══ Provided records

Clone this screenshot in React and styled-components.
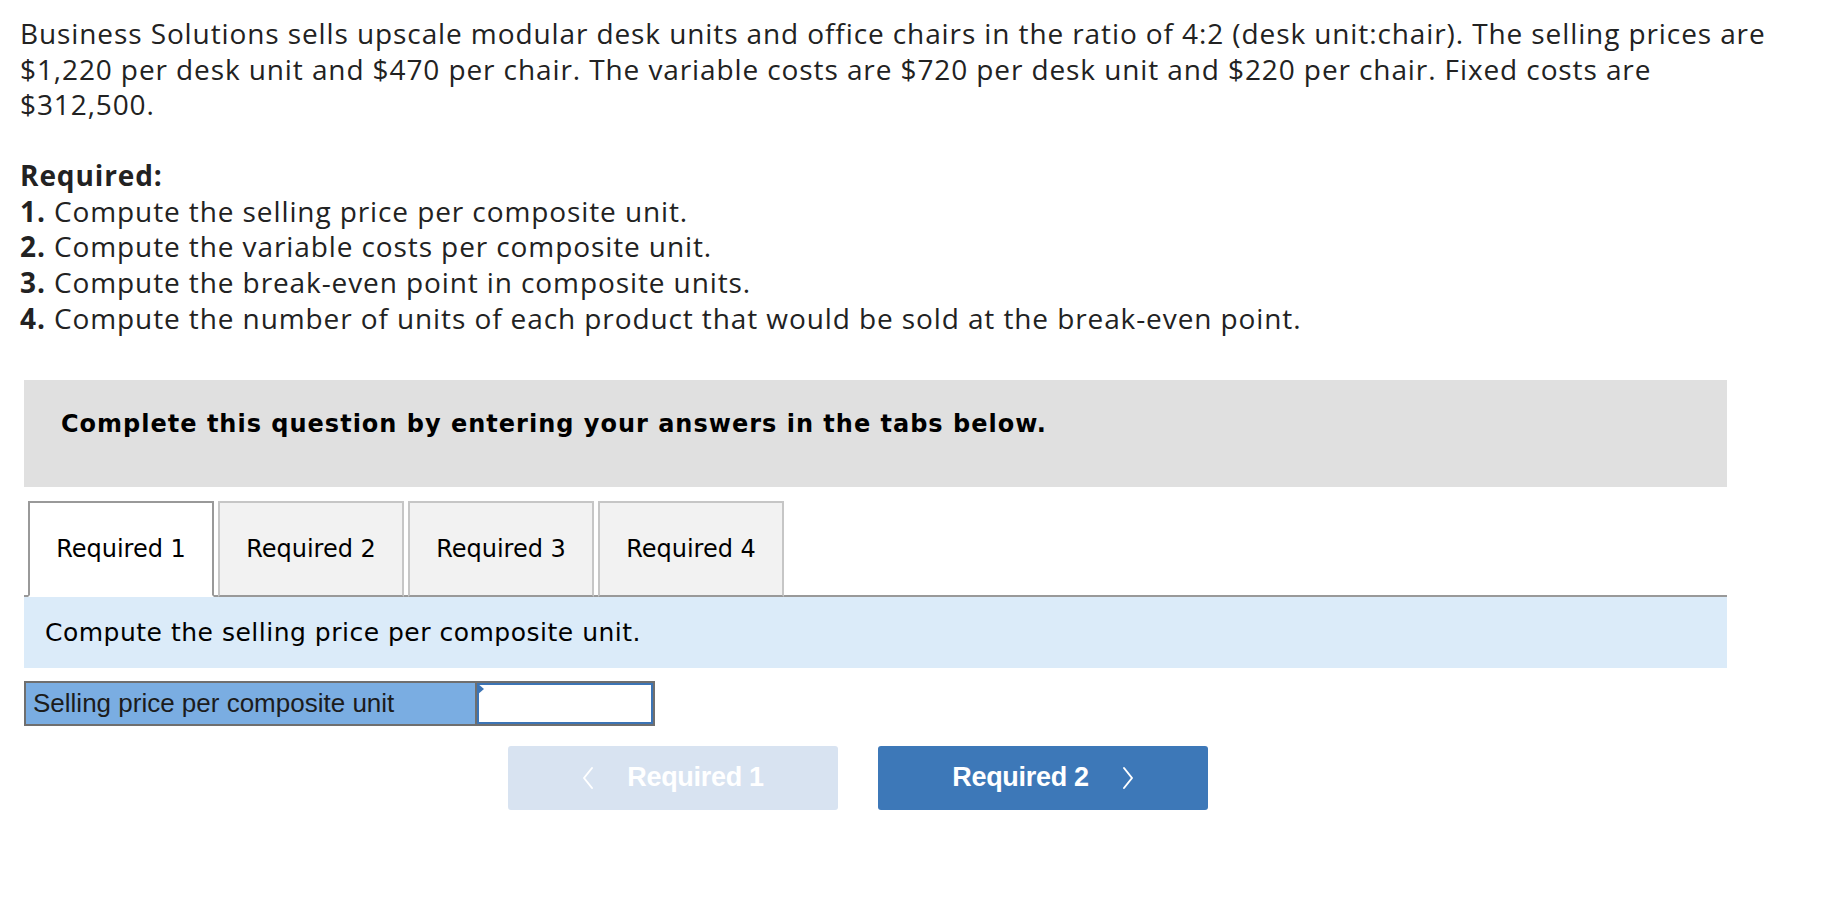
import React from "react";
import styled, { createGlobalStyle } from "styled-components";

const GlobalStyle = createGlobalStyle`
  html, body {
    margin: 0;
    padding: 0;
    background: #ffffff;
  }
`;

const Page = styled.div`
  padding: 16px 20px 40px 20px;
  color: #222222;
  font-family: "Open Sans", "Lato", sans-serif;
`;

const Intro = styled.p`
  margin: 0;
  font-size: 28px;
  line-height: 35.5px;
  letter-spacing: 0.9px;
`;

const RequiredBlock = styled.div`
  margin-top: 35.5px;
  font-size: 28px;
  line-height: 35.7px;
  letter-spacing: 0.9px;
`;

const Strong = styled.span`
  font-weight: 700;
`;

const Question = styled.div`
  margin: 43px 0 0 4px;
  width: 1703px;
  font-family: "DejaVu Sans", Verdana, sans-serif;
  color: #000000;
`;

const Banner = styled.div`
  box-sizing: border-box;
  height: 107px;
  padding: 30px 37px;
  background: #e0e0e0;
  font-size: 24px;
  font-weight: 700;
  letter-spacing: 1px;
  line-height: 28px;
`;

const TabBar = styled.div`
  display: flex;
  gap: 4px;
  margin-top: 14px;
  padding-left: 4px;
  border-bottom: 2px solid #999999;
`;

const Tab = styled.div`
  box-sizing: border-box;
  width: 186px;
  height: 96px;
  margin-bottom: -2px;
  display: flex;
  align-items: center;
  justify-content: center;
  font-size: 24px;
  background: ${(p) => (p.$active ? "#ffffff" : "#f2f2f2")};
  border: 2px solid ${(p) => (p.$active ? "#999999" : "#c6c6c6")};
  border-bottom: ${(p) => (p.$active ? "2px solid #ffffff" : "2px solid #999999")};
`;

const Prompt = styled.div`
  box-sizing: border-box;
  height: 71px;
  padding-left: 21px;
  display: flex;
  align-items: center;
  background: #dbebf9;
  font-size: 25px;
  letter-spacing: 0.5px;
`;

const AnswerRow = styled.div`
  display: flex;
  width: 631px;
  height: 45px;
  box-sizing: border-box;
  margin-top: 13px;
  border: 2px solid #6f6f6f;
`;

const LabelCell = styled.div`
  box-sizing: border-box;
  flex: 0 0 451px;
  padding-left: 7px;
  display: flex;
  align-items: center;
  white-space: nowrap;
  background: #7aade2;
  border-right: 2px solid #6f6f6f;
  font-family: "Liberation Sans", Arial, sans-serif;
  font-size: 26px;
  color: #1c1c1c;
`;

const InputCell = styled.div`
  position: relative;
  flex: 1 1 0;
  min-width: 0;
  display: flex;
`;

const Input = styled.input`
  flex: 1;
  width: 100%;
  min-width: 0;
  box-sizing: border-box;
  margin: 0;
  border: 2px solid #3c74b5;
  outline: none;
  background: #ffffff;
  font-size: 22px;
`;

const Marker = styled.span`
  position: absolute;
  left: 0;
  top: 0;
  width: 0;
  height: 0;
  border-top: 6px solid transparent;
  border-bottom: 6px solid transparent;
  border-left: 7px solid #3c74b5;
`;

const NavRow = styled.div`
  display: flex;
  gap: 40px;
  margin-top: 20px;
  padding-left: 484px;
`;

const NavButton = styled.button`
  box-sizing: border-box;
  width: 330px;
  height: 64px;
  padding: 0;
  display: flex;
  align-items: center;
  justify-content: center;
  gap: 33px;
  border: none;
  border-radius: 3px;
  background: ${(p) => (p.$disabled ? "#d8e3f1" : "#3d78b8")};
  color: #ffffff;
  font-family: "Liberation Sans", Arial, sans-serif;
  font-size: 27px;
  font-weight: 700;
  letter-spacing: -0.3px;
  cursor: ${(p) => (p.$disabled ? "default" : "pointer")};
`;

const Chevron = ({ dir }) => (
  <svg width="12" height="24" viewBox="0 0 12 24" fill="none">
    <polyline
      points={dir === "left" ? "10,2 2,12 10,22" : "2,2 10,12 2,22"}
      stroke="#ffffff"
      strokeWidth="2"
      strokeLinecap="round"
      strokeLinejoin="round"
    />
  </svg>
);

const tabs = ["Required 1", "Required 2", "Required 3", "Required 4"];

const App = () => {
  return (
    <>
      <GlobalStyle />
      <Page>
        <Intro>
          Business Solutions sells upscale modular desk units and office chairs in
          the ratio of 4:2 (desk unit:chair). The selling prices are
          <br />
          $1,220 per desk unit and $470 per chair. The variable costs are $720 per
          desk unit and $220 per chair. Fixed costs are
          <br />
          $312,500.
        </Intro>
        <RequiredBlock>
          <Strong>Required:</Strong>
          <div>
            <Strong>1.</Strong> Compute the selling price per composite unit.
          </div>
          <div>
            <Strong>2.</Strong> Compute the variable costs per composite unit.
          </div>
          <div>
            <Strong>3.</Strong> Compute the break-even point in composite units.
          </div>
          <div>
            <Strong>4.</Strong> Compute the number of units of each product that
            would be sold at the break-even point.
          </div>
        </RequiredBlock>

        <Question>
          <Banner>Complete this question by entering your answers in the tabs below.</Banner>
          <TabBar>
            {tabs.map((t, i) => (
              <Tab key={t} $active={i === 0}>
                {t}
              </Tab>
            ))}
          </TabBar>
          <Prompt>Compute the selling price per composite unit.</Prompt>
          <AnswerRow>
            <LabelCell>Selling price per composite unit</LabelCell>
            <InputCell>
              <Input type="text" />
              <Marker />
            </InputCell>
          </AnswerRow>
          <NavRow>
            <NavButton $disabled>
              <Chevron dir="left" />
              Required 1
            </NavButton>
            <NavButton>
              Required 2
              <Chevron dir="right" />
            </NavButton>
          </NavRow>
        </Question>
      </Page>
    </>
  );
};

export default App;
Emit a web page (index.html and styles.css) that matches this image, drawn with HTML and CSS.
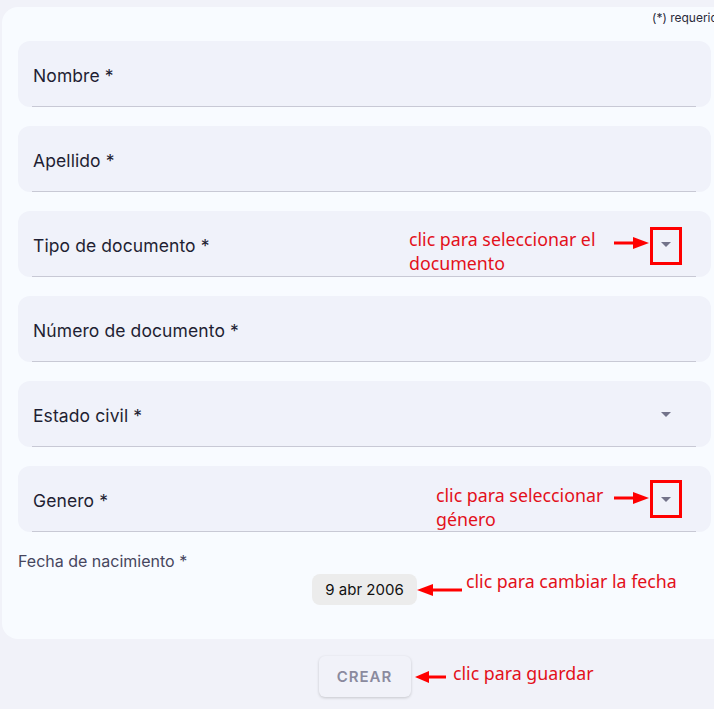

════

**Objective:**
Transcribe each entry precisely as given, leaving the pictures out.

**Solution:**
Clone this screenshot in React and styled-components.
import React from "react";
import styled, { createGlobalStyle } from "styled-components";

const GlobalStyle = createGlobalStyle`
  html, body {
    margin: 0;
    padding: 0;
    background: #ffffff;
  }
`;

const Page = styled.div`
  padding: 16px 20px 40px 20px;
  color: #222222;
  font-family: "Open Sans", "Lato", sans-serif;
`;

const Intro = styled.p`
  margin: 0;
  font-size: 28px;
  line-height: 35.5px;
  letter-spacing: 0.9px;
`;

const RequiredBlock = styled.div`
  margin-top: 35.5px;
  font-size: 28px;
  line-height: 35.7px;
  letter-spacing: 0.9px;
`;

const Strong = styled.span`
  font-weight: 700;
`;

const Question = styled.div`
  margin: 43px 0 0 4px;
  width: 1703px;
  font-family: "DejaVu Sans", Verdana, sans-serif;
  color: #000000;
`;

const Banner = styled.div`
  box-sizing: border-box;
  height: 107px;
  padding: 30px 37px;
  background: #e0e0e0;
  font-size: 24px;
  font-weight: 700;
  letter-spacing: 1px;
  line-height: 28px;
`;

const TabBar = styled.div`
  display: flex;
  gap: 4px;
  margin-top: 14px;
  padding-left: 4px;
  border-bottom: 2px solid #999999;
`;

const Tab = styled.div`
  box-sizing: border-box;
  width: 186px;
  height: 96px;
  margin-bottom: -2px;
  display: flex;
  align-items: center;
  justify-content: center;
  font-size: 24px;
  background: ${(p) => (p.$active ? "#ffffff" : "#f2f2f2")};
  border: 2px solid ${(p) => (p.$active ? "#999999" : "#c6c6c6")};
  border-bottom: ${(p) => (p.$active ? "2px solid #ffffff" : "2px solid #999999")};
`;

const Prompt = styled.div`
  box-sizing: border-box;
  height: 71px;
  padding-left: 21px;
  display: flex;
  align-items: center;
  background: #dbebf9;
  font-size: 25px;
  letter-spacing: 0.5px;
`;

const AnswerRow = styled.div`
  display: flex;
  width: 631px;
  height: 45px;
  box-sizing: border-box;
  margin-top: 13px;
  border: 2px solid #6f6f6f;
`;

const LabelCell = styled.div`
  box-sizing: border-box;
  flex: 0 0 451px;
  padding-left: 7px;
  display: flex;
  align-items: center;
  white-space: nowrap;
  background: #7aade2;
  border-right: 2px solid #6f6f6f;
  font-family: "Liberation Sans", Arial, sans-serif;
  font-size: 26px;
  color: #1c1c1c;
`;

const InputCell = styled.div`
  position: relative;
  flex: 1 1 0;
  min-width: 0;
  display: flex;
`;

const Input = styled.input`
  flex: 1;
  width: 100%;
  min-width: 0;
  box-sizing: border-box;
  margin: 0;
  border: 2px solid #3c74b5;
  outline: none;
  background: #ffffff;
  font-size: 22px;
`;

const Marker = styled.span`
  position: absolute;
  left: 0;
  top: 0;
  width: 0;
  height: 0;
  border-top: 6px solid transparent;
  border-bottom: 6px solid transparent;
  border-left: 7px solid #3c74b5;
`;

const NavRow = styled.div`
  display: flex;
  gap: 40px;
  margin-top: 20px;
  padding-left: 484px;
`;

const NavButton = styled.button`
  box-sizing: border-box;
  width: 330px;
  height: 64px;
  padding: 0;
  display: flex;
  align-items: center;
  justify-content: center;
  gap: 33px;
  border: none;
  border-radius: 3px;
  background: ${(p) => (p.$disabled ? "#d8e3f1" : "#3d78b8")};
  color: #ffffff;
  font-family: "Liberation Sans", Arial, sans-serif;
  font-size: 27px;
  font-weight: 700;
  letter-spacing: -0.3px;
  cursor: ${(p) => (p.$disabled ? "default" : "pointer")};
`;

const Chevron = ({ dir }) => (
  <svg width="12" height="24" viewBox="0 0 12 24" fill="none">
    <polyline
      points={dir === "left" ? "10,2 2,12 10,22" : "2,2 10,12 2,22"}
      stroke="#ffffff"
      strokeWidth="2"
      strokeLinecap="round"
      strokeLinejoin="round"
    />
  </svg>
);

const tabs = ["Required 1", "Required 2", "Required 3", "Required 4"];

const App = () => {
  return (
    <>
      <GlobalStyle />
      <Page>
        <Intro>
          Business Solutions sells upscale modular desk units and office chairs in
          the ratio of 4:2 (desk unit:chair). The selling prices are
          <br />
          $1,220 per desk unit and $470 per chair. The variable costs are $720 per
          desk unit and $220 per chair. Fixed costs are
          <br />
          $312,500.
        </Intro>
        <RequiredBlock>
          <Strong>Required:</Strong>
          <div>
            <Strong>1.</Strong> Compute the selling price per composite unit.
          </div>
          <div>
            <Strong>2.</Strong> Compute the variable costs per composite unit.
          </div>
          <div>
            <Strong>3.</Strong> Compute the break-even point in composite units.
          </div>
          <div>
            <Strong>4.</Strong> Compute the number of units of each product that
            would be sold at the break-even point.
          </div>
        </RequiredBlock>

        <Question>
          <Banner>Complete this question by entering your answers in the tabs below.</Banner>
          <TabBar>
            {tabs.map((t, i) => (
              <Tab key={t} $active={i === 0}>
                {t}
              </Tab>
            ))}
          </TabBar>
          <Prompt>Compute the selling price per composite unit.</Prompt>
          <AnswerRow>
            <LabelCell>Selling price per composite unit</LabelCell>
            <InputCell>
              <Input type="text" />
              <Marker />
            </InputCell>
          </AnswerRow>
          <NavRow>
            <NavButton $disabled>
              <Chevron dir="left" />
              Required 1
            </NavButton>
            <NavButton>
              Required 2
              <Chevron dir="right" />
            </NavButton>
          </NavRow>
        </Question>
      </Page>
    </>
  );
};

export default App;
Emit a web page (index.html and styles.css) that matches this image, drawn with HTML and CSS.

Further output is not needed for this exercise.